Task to carry out
Check every line below for the word "index" and copy the ones that have it.

Records supplied
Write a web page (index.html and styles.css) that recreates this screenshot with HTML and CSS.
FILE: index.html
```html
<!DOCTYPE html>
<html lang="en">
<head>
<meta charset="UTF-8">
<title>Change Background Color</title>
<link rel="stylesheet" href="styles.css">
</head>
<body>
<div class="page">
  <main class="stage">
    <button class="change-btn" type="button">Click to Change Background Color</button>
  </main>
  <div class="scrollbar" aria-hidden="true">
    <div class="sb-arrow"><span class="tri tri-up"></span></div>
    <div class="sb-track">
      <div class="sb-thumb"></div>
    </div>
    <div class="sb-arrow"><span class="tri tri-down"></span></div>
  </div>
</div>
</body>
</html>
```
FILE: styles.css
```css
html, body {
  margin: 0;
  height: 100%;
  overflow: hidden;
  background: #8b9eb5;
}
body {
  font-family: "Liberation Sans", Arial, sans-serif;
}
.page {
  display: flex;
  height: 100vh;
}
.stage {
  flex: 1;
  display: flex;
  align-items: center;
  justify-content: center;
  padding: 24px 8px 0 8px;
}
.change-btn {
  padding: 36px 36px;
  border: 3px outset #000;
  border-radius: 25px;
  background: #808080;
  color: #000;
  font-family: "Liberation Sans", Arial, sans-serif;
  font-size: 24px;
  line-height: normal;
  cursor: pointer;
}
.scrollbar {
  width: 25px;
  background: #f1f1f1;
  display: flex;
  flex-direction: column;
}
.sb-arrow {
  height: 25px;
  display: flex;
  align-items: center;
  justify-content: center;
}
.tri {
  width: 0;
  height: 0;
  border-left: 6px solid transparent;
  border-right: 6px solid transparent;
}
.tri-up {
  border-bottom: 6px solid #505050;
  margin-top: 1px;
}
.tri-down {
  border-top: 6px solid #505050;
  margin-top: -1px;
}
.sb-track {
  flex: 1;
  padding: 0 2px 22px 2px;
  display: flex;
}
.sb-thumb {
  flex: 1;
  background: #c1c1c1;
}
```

---

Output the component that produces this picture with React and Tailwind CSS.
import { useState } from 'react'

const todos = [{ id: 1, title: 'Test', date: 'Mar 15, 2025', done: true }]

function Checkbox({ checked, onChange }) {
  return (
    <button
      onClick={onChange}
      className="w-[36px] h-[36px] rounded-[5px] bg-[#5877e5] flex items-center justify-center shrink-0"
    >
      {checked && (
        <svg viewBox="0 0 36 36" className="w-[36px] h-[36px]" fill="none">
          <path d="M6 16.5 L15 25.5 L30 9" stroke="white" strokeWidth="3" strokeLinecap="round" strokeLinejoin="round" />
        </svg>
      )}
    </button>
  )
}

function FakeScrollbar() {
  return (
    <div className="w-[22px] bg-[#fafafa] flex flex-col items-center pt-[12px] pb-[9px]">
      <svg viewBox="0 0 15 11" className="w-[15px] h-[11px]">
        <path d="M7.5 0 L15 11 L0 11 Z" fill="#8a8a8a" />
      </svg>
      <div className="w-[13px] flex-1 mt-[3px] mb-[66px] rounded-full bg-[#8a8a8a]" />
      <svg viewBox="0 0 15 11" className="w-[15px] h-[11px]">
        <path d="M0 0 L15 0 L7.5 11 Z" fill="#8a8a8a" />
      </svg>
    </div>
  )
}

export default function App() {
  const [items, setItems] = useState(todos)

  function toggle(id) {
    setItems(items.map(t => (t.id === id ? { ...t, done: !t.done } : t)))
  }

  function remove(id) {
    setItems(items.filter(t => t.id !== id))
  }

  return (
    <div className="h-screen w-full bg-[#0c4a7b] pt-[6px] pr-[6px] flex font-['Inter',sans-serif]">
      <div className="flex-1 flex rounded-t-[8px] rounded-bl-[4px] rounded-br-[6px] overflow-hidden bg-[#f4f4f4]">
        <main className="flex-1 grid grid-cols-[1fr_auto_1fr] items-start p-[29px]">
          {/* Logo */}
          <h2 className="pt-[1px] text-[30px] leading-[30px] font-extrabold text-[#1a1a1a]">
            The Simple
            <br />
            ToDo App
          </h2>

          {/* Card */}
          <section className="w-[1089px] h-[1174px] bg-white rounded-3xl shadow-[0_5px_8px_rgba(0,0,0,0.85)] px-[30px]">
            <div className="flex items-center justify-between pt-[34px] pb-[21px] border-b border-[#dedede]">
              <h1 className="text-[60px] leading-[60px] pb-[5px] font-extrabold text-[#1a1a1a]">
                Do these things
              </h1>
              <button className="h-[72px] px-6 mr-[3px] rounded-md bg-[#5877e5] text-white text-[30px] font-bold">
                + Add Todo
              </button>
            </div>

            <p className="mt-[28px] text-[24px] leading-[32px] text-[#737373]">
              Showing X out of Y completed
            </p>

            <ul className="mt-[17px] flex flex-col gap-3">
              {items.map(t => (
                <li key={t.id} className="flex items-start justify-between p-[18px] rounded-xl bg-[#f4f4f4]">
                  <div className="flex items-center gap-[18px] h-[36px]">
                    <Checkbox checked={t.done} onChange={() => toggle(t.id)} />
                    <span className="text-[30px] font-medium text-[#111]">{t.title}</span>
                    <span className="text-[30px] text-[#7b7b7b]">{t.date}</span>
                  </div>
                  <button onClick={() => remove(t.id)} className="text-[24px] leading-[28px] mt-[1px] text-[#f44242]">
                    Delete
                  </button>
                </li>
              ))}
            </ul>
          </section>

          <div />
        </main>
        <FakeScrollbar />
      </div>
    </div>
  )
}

* * *

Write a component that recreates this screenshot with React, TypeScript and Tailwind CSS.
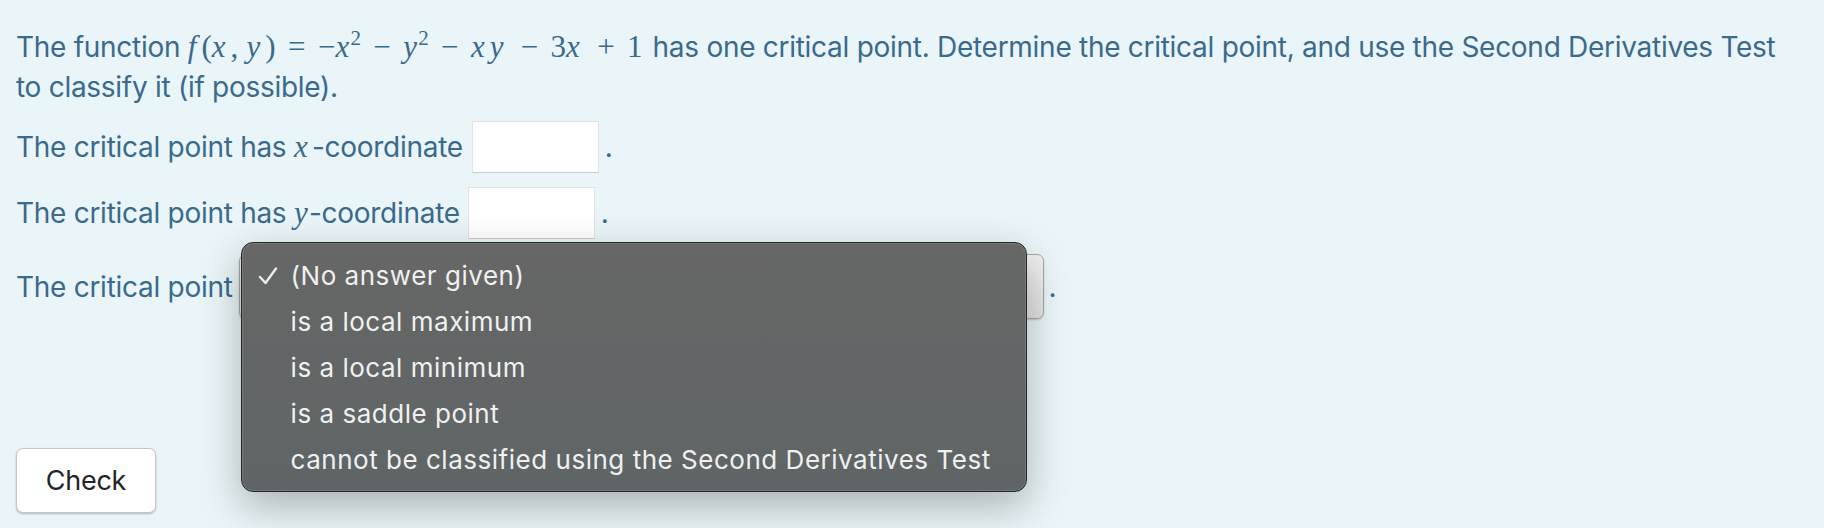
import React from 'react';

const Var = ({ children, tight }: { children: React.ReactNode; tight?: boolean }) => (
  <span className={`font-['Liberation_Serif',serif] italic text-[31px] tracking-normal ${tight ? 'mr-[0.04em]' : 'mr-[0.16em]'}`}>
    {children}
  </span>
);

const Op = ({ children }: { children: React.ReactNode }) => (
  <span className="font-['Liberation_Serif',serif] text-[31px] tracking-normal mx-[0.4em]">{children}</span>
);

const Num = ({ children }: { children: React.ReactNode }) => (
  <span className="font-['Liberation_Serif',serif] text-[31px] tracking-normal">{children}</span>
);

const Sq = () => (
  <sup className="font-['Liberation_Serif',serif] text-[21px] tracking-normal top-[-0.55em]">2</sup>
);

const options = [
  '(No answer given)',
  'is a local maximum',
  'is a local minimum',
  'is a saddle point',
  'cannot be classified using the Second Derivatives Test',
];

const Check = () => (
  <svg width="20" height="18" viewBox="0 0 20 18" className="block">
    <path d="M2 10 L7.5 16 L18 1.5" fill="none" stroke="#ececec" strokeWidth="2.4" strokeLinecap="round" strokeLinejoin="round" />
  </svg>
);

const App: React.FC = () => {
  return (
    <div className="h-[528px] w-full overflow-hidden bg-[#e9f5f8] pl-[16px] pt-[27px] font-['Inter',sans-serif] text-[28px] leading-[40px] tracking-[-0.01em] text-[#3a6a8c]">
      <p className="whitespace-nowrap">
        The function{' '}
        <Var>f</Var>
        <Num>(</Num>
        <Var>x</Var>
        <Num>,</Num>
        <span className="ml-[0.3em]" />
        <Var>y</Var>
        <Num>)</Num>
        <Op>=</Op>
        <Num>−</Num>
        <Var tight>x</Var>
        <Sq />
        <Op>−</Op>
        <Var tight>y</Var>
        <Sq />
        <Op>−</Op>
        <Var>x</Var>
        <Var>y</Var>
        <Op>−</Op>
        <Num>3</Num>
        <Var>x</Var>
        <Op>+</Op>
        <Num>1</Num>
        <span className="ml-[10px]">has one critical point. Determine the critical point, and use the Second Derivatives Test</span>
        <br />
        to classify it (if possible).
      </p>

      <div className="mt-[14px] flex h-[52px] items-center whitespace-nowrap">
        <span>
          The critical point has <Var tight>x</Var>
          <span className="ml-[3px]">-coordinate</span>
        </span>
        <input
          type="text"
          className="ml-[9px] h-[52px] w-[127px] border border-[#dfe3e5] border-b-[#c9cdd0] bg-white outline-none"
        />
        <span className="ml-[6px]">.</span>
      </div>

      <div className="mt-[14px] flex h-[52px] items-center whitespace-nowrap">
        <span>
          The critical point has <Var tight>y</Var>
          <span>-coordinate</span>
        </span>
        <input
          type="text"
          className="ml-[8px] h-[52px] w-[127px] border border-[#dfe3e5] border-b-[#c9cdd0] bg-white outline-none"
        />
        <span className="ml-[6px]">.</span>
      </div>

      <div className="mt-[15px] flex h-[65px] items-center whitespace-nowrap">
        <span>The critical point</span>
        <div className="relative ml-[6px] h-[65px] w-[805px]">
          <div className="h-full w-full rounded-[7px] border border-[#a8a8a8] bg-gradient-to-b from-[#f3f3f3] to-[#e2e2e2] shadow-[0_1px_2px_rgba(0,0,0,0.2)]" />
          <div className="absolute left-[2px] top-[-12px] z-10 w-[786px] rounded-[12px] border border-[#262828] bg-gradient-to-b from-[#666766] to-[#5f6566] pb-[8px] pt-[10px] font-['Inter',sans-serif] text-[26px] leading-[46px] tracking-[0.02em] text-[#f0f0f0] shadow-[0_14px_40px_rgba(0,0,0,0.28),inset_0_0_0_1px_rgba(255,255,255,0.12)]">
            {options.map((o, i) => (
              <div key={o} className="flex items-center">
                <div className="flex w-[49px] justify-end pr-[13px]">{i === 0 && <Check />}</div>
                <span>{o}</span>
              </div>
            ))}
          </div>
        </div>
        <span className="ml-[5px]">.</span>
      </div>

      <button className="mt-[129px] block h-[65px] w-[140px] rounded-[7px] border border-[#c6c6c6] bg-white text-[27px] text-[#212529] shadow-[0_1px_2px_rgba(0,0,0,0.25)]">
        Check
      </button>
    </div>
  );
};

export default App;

Complete output
Write a web page (index.html and styles.css) that recreates this screenshot with HTML and CSS.
FILE: index.html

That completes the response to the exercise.